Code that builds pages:
· · · · · · ·

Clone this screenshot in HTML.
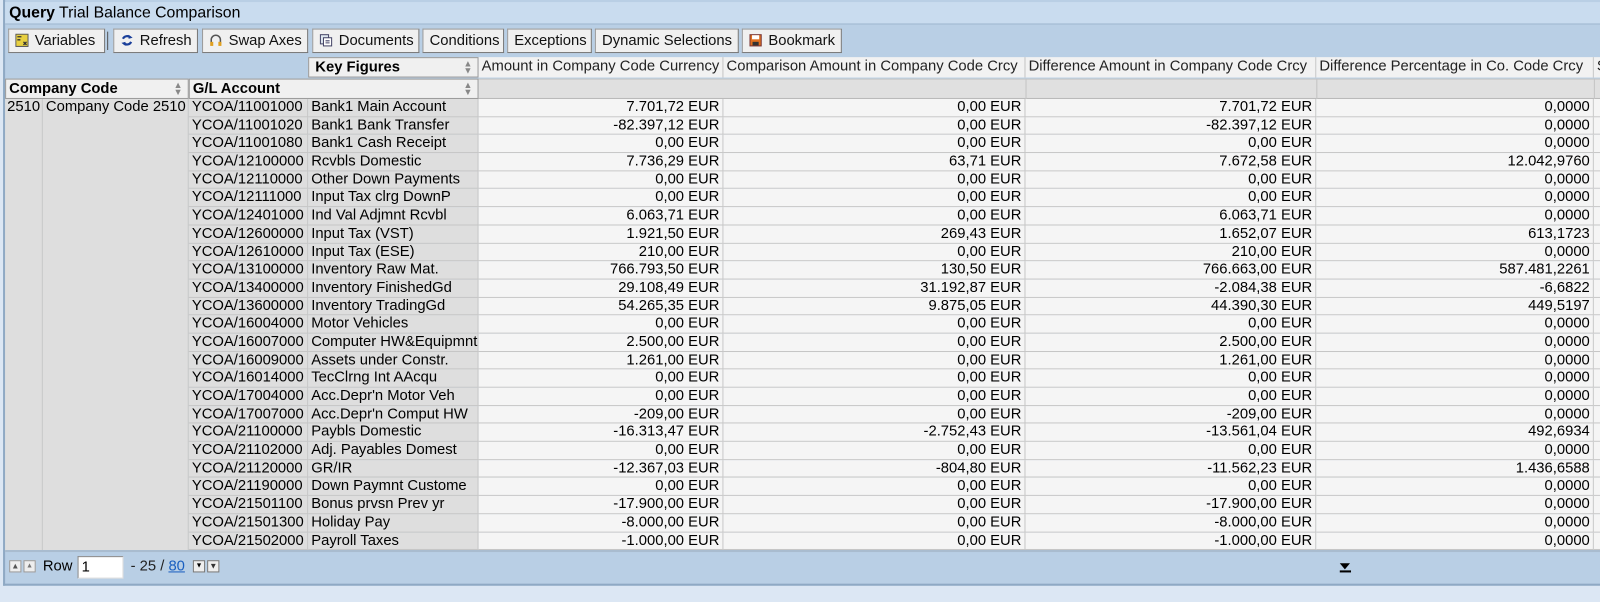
<!DOCTYPE html>
<html><head><meta charset="utf-8"><style>
*{box-sizing:border-box;margin:0;padding:0}
html,body{width:1600px;height:602px;overflow:hidden;background:#dce7f4}
#wrap{position:absolute;left:0;top:0;width:1568px;height:590px;transform:scale(1.0204);transform-origin:0 0;font-family:"Liberation Sans",Arial,sans-serif;font-size:14.5px;color:#000}
.abs{position:absolute}
#frame{left:3px;top:0;width:1600px;height:574px;background:#b9cfe5;border-left:2px solid #8fa9c4;border-bottom:2px solid #8fa9c4}
#title{left:5px;top:2px;height:22px;width:1595px;background:#c9dcef;border-bottom:1px solid #9fb6cf;font-size:15.5px;line-height:22px;padding-left:4px}
.btn{position:absolute;top:28px;height:24px;background:#f0f0f0;border:1px solid #9a9a9a;border-right-color:#777;border-bottom-color:#777;line-height:22px;padding-left:6px;white-space:nowrap;color:#111}
.ico{display:inline-block;width:13px;height:13px;vertical-align:-2px;margin-right:6px}
.h{position:absolute;height:20px;line-height:19px;white-space:nowrap;overflow:hidden}
.kf{background:#f0f0f0;border:1px solid #999;font-weight:bold;padding-left:6px}
.sort{position:absolute;right:5px;top:2px;font-size:9px;line-height:7px;color:#888}
.ch{background:#f2f2f2;border-right:1px solid #c4c4c4;padding-left:3px;color:#222}
.rows{position:absolute;left:185px;top:97px}
.r{display:flex;height:17.7px;line-height:17px;white-space:nowrap}
.r div{border-right:1px solid #c6c6c6;border-bottom:1px solid #c6c6c6;overflow:hidden;height:17.7px}
.a{width:117px;background:#dedede;padding-left:3px}
.b{width:167px;background:#dedede;padding-left:3px}
.n{background:#f5f5f5;text-align:right;padding-right:3px}
.c5{width:240px}.c6{width:296px}.c7{width:285px}.c8{width:272px}.c9{width:40px}
</style></head><body><div id="wrap">
<div id="frame" class="abs"></div>
<div id="title" class="abs"><b>Query</b> Trial Balance Comparison</div>

<div class="btn" style="left:8px;width:95px"><svg class="ico" viewBox="0 0 13 13"><rect x="0.5" y="0.5" width="12" height="12" fill="#e8d040" stroke="#555"/><path d="M2 3h4M2 6h3M8 8l3 3M11 8l-3 3" stroke="#333" stroke-width="1.3"/></svg>Variables</div>
<div class="abs" style="left:105px;top:31px;height:18px;width:1px;background:#555"></div>
<div class="btn" style="left:111px;width:83px"><svg class="ico" viewBox="0 0 13 13"><path d="M10 4A4.5 4.5 0 0 0 2.5 5" stroke="#1a3f9a" stroke-width="2.2" fill="none"/><path d="M3 9a4.5 4.5 0 0 0 7.5-1" stroke="#1a3f9a" stroke-width="2.2" fill="none"/><path d="M8 1l4 3-4 1z M5 12l-4-3 4-1z" fill="#1a3f9a"/></svg>Refresh</div>
<div class="btn" style="left:198px;width:104px"><svg class="ico" viewBox="0 0 13 13"><path d="M2 10V6a4.5 4.5 0 0 1 9 0v4" stroke="#555" stroke-width="1.5" fill="none"/><rect x="1" y="8" width="3" height="4" fill="#e0a020"/><rect x="9" y="8" width="3" height="4" fill="#e0a020"/></svg>Swap Axes</div>
<div class="btn" style="left:306px;width:105px"><svg class="ico" viewBox="0 0 13 13"><rect x="1" y="1" width="8" height="9" fill="#dfe8f0" stroke="#446"/><rect x="4" y="4" width="8" height="8" fill="#fff" stroke="#446"/><path d="M6 7h4M6 9h4" stroke="#446"/></svg>Documents</div>
<div class="btn" style="left:414px;width:80px">Conditions</div>
<div class="btn" style="left:497px;width:83px">Exceptions</div>
<div class="btn" style="left:583px;width:141px">Dynamic Selections</div>
<div class="btn" style="left:727px;width:98px"><svg class="ico" viewBox="0 0 13 13"><rect x="1" y="1" width="11" height="11" fill="#e07020" stroke="#733"/><rect x="3" y="1.5" width="7" height="4" fill="#fff"/><rect x="3.5" y="8" width="6" height="3.5" fill="#333"/></svg>Bookmark</div>

<div class="h kf" style="left:302px;top:56px;width:167px">Key Figures<span class="sort">▲<br>▼</span></div>
<div class="h ch" style="left:469px;top:56px;width:240px">Amount in Company Code Currency</div>
<div class="h ch" style="left:709px;top:56px;width:296px">Comparison Amount in Company Code Crcy</div>
<div class="h ch" style="left:1005px;top:56px;width:285px">Difference Amount in Company Code Crcy</div>
<div class="h ch" style="left:1290px;top:56px;width:272px">Difference Percentage in Co. Code Crcy</div>
<div class="h ch" style="left:1562px;top:56px;width:40px">S</div>
<div class="h kf" style="left:5px;top:77px;width:180px;padding-left:3px">Company Code<span class="sort">▲<br>▼</span></div>
<div class="h kf" style="left:185px;top:77px;width:284px;padding-left:3px">G/L Account<span class="sort">▲<br>▼</span></div>
<div class="h" style="left:469px;top:77px;width:1131px;background:#e0e0e0;border-top:1px solid #c4c4c4;border-bottom:1px solid #b8b8b8"></div>
<div class="abs" style="left:1005px;top:77px;width:1px;height:20px;background:#c4c4c4"></div>
<div class="abs" style="left:1290px;top:77px;width:1px;height:20px;background:#c4c4c4"></div>
<div class="abs" style="left:1562px;top:77px;width:1px;height:20px;background:#c4c4c4"></div>

<div class="abs" style="left:5px;top:97px;width:37px;height:443px;background:#dedede;border-right:1px solid #c6c6c6;padding-left:2px;line-height:17px">2510</div>
<div class="abs" style="left:42px;top:97px;width:143px;height:443px;background:#dedede;border-right:1px solid #c6c6c6;padding-left:3px;line-height:17px;white-space:nowrap">Company Code 2510</div>

<div class="rows">
<div class="r"><div class="a">YCOA/11001000</div><div class="b">Bank1 Main Account</div><div class="n c5">7.701,72 EUR</div><div class="n c6">0,00 EUR</div><div class="n c7">7.701,72 EUR</div><div class="n c8">0,0000</div><div class="n c9"></div></div>
<div class="r"><div class="a">YCOA/11001020</div><div class="b">Bank1 Bank Transfer</div><div class="n c5">-82.397,12 EUR</div><div class="n c6">0,00 EUR</div><div class="n c7">-82.397,12 EUR</div><div class="n c8">0,0000</div><div class="n c9"></div></div>
<div class="r"><div class="a">YCOA/11001080</div><div class="b">Bank1 Cash Receipt</div><div class="n c5">0,00 EUR</div><div class="n c6">0,00 EUR</div><div class="n c7">0,00 EUR</div><div class="n c8">0,0000</div><div class="n c9"></div></div>
<div class="r"><div class="a">YCOA/12100000</div><div class="b">Rcvbls Domestic</div><div class="n c5">7.736,29 EUR</div><div class="n c6">63,71 EUR</div><div class="n c7">7.672,58 EUR</div><div class="n c8">12.042,9760</div><div class="n c9"></div></div>
<div class="r"><div class="a">YCOA/12110000</div><div class="b">Other Down Payments</div><div class="n c5">0,00 EUR</div><div class="n c6">0,00 EUR</div><div class="n c7">0,00 EUR</div><div class="n c8">0,0000</div><div class="n c9"></div></div>
<div class="r"><div class="a">YCOA/12111000</div><div class="b">Input Tax clrg DownP</div><div class="n c5">0,00 EUR</div><div class="n c6">0,00 EUR</div><div class="n c7">0,00 EUR</div><div class="n c8">0,0000</div><div class="n c9"></div></div>
<div class="r"><div class="a">YCOA/12401000</div><div class="b">Ind Val Adjmnt Rcvbl</div><div class="n c5">6.063,71 EUR</div><div class="n c6">0,00 EUR</div><div class="n c7">6.063,71 EUR</div><div class="n c8">0,0000</div><div class="n c9"></div></div>
<div class="r"><div class="a">YCOA/12600000</div><div class="b">Input Tax (VST)</div><div class="n c5">1.921,50 EUR</div><div class="n c6">269,43 EUR</div><div class="n c7">1.652,07 EUR</div><div class="n c8">613,1723</div><div class="n c9"></div></div>
<div class="r"><div class="a">YCOA/12610000</div><div class="b">Input Tax (ESE)</div><div class="n c5">210,00 EUR</div><div class="n c6">0,00 EUR</div><div class="n c7">210,00 EUR</div><div class="n c8">0,0000</div><div class="n c9"></div></div>
<div class="r"><div class="a">YCOA/13100000</div><div class="b">Inventory Raw Mat.</div><div class="n c5">766.793,50 EUR</div><div class="n c6">130,50 EUR</div><div class="n c7">766.663,00 EUR</div><div class="n c8">587.481,2261</div><div class="n c9"></div></div>
<div class="r"><div class="a">YCOA/13400000</div><div class="b">Inventory FinishedGd</div><div class="n c5">29.108,49 EUR</div><div class="n c6">31.192,87 EUR</div><div class="n c7">-2.084,38 EUR</div><div class="n c8">-6,6822</div><div class="n c9"></div></div>
<div class="r"><div class="a">YCOA/13600000</div><div class="b">Inventory TradingGd</div><div class="n c5">54.265,35 EUR</div><div class="n c6">9.875,05 EUR</div><div class="n c7">44.390,30 EUR</div><div class="n c8">449,5197</div><div class="n c9"></div></div>
<div class="r"><div class="a">YCOA/16004000</div><div class="b">Motor Vehicles</div><div class="n c5">0,00 EUR</div><div class="n c6">0,00 EUR</div><div class="n c7">0,00 EUR</div><div class="n c8">0,0000</div><div class="n c9"></div></div>
<div class="r"><div class="a">YCOA/16007000</div><div class="b">Computer HW&amp;Equipmnt</div><div class="n c5">2.500,00 EUR</div><div class="n c6">0,00 EUR</div><div class="n c7">2.500,00 EUR</div><div class="n c8">0,0000</div><div class="n c9"></div></div>
<div class="r"><div class="a">YCOA/16009000</div><div class="b">Assets under Constr.</div><div class="n c5">1.261,00 EUR</div><div class="n c6">0,00 EUR</div><div class="n c7">1.261,00 EUR</div><div class="n c8">0,0000</div><div class="n c9"></div></div>
<div class="r"><div class="a">YCOA/16014000</div><div class="b">TecClrng Int AAcqu</div><div class="n c5">0,00 EUR</div><div class="n c6">0,00 EUR</div><div class="n c7">0,00 EUR</div><div class="n c8">0,0000</div><div class="n c9"></div></div>
<div class="r"><div class="a">YCOA/17004000</div><div class="b">Acc.Depr'n Motor Veh</div><div class="n c5">0,00 EUR</div><div class="n c6">0,00 EUR</div><div class="n c7">0,00 EUR</div><div class="n c8">0,0000</div><div class="n c9"></div></div>
<div class="r"><div class="a">YCOA/17007000</div><div class="b">Acc.Depr'n Comput HW</div><div class="n c5">-209,00 EUR</div><div class="n c6">0,00 EUR</div><div class="n c7">-209,00 EUR</div><div class="n c8">0,0000</div><div class="n c9"></div></div>
<div class="r"><div class="a">YCOA/21100000</div><div class="b">Paybls Domestic</div><div class="n c5">-16.313,47 EUR</div><div class="n c6">-2.752,43 EUR</div><div class="n c7">-13.561,04 EUR</div><div class="n c8">492,6934</div><div class="n c9"></div></div>
<div class="r"><div class="a">YCOA/21102000</div><div class="b">Adj. Payables Domest</div><div class="n c5">0,00 EUR</div><div class="n c6">0,00 EUR</div><div class="n c7">0,00 EUR</div><div class="n c8">0,0000</div><div class="n c9"></div></div>
<div class="r"><div class="a">YCOA/21120000</div><div class="b">GR/IR</div><div class="n c5">-12.367,03 EUR</div><div class="n c6">-804,80 EUR</div><div class="n c7">-11.562,23 EUR</div><div class="n c8">1.436,6588</div><div class="n c9"></div></div>
<div class="r"><div class="a">YCOA/21190000</div><div class="b">Down Paymnt Custome</div><div class="n c5">0,00 EUR</div><div class="n c6">0,00 EUR</div><div class="n c7">0,00 EUR</div><div class="n c8">0,0000</div><div class="n c9"></div></div>
<div class="r"><div class="a">YCOA/21501100</div><div class="b">Bonus prvsn Prev yr</div><div class="n c5">-17.900,00 EUR</div><div class="n c6">0,00 EUR</div><div class="n c7">-17.900,00 EUR</div><div class="n c8">0,0000</div><div class="n c9"></div></div>
<div class="r"><div class="a">YCOA/21501300</div><div class="b">Holiday Pay</div><div class="n c5">-8.000,00 EUR</div><div class="n c6">0,00 EUR</div><div class="n c7">-8.000,00 EUR</div><div class="n c8">0,0000</div><div class="n c9"></div></div>
<div class="r"><div class="a">YCOA/21502000</div><div class="b">Payroll Taxes</div><div class="n c5">-1.000,00 EUR</div><div class="n c6">0,00 EUR</div><div class="n c7">-1.000,00 EUR</div><div class="n c8">0,0000</div><div class="n c9"></div></div>
</div>
<div class="abs" style="left:5px;top:539px;width:1595px;height:2px;background:#a9bccf"></div>

<div class="abs" style="left:9px;top:549px;width:12px;height:12px;background:#eee;border:1px solid #999;font-size:8px;line-height:10px;text-align:center;color:#555">▲</div>
<div class="abs" style="left:23px;top:549px;width:12px;height:12px;background:#eee;border:1px solid #999;font-size:7px;line-height:10px;text-align:center;color:#777">▲</div>
<div class="abs" style="left:42px;top:546px;line-height:18px">Row</div>
<div class="abs" style="left:76px;top:545px;width:45px;height:22px;background:#fff;border:1px solid #888;border-right-color:#ddd;border-bottom-color:#ddd;padding-left:3px;line-height:20px">1</div>
<div class="abs" style="left:128px;top:546px;line-height:18px;color:#222">- 25 / <span style="color:#1a5fc0;text-decoration:underline">80</span></div>
<div class="abs" style="left:189px;top:549px;width:12px;height:12px;background:#eee;border:1px solid #777;font-size:7px;line-height:10px;text-align:center;color:#000">▼</div>
<div class="abs" style="left:203px;top:549px;width:12px;height:12px;background:#eee;border:1px solid #777;font-size:8px;line-height:10px;text-align:center;color:#333">▼</div>
<div class="abs" style="left:1313px;top:552px;width:11px;height:9px;"><div style="width:0;height:0;border-left:5px solid transparent;border-right:5px solid transparent;border-top:6px solid #000"></div><div style="width:11px;height:2px;background:#000;margin-top:1px"></div></div>
</div></body></html>
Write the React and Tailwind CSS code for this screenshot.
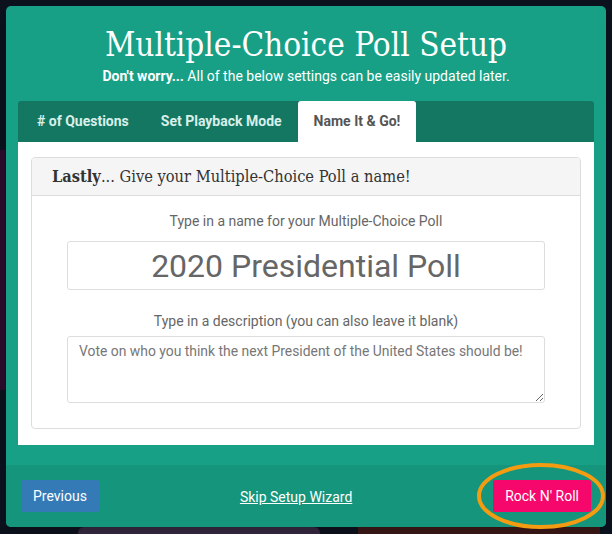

· · · · · · ·

**Task statement**
Check each line of the data above for the string "this", then report how many lines have it, with no other words.

**The answer**
2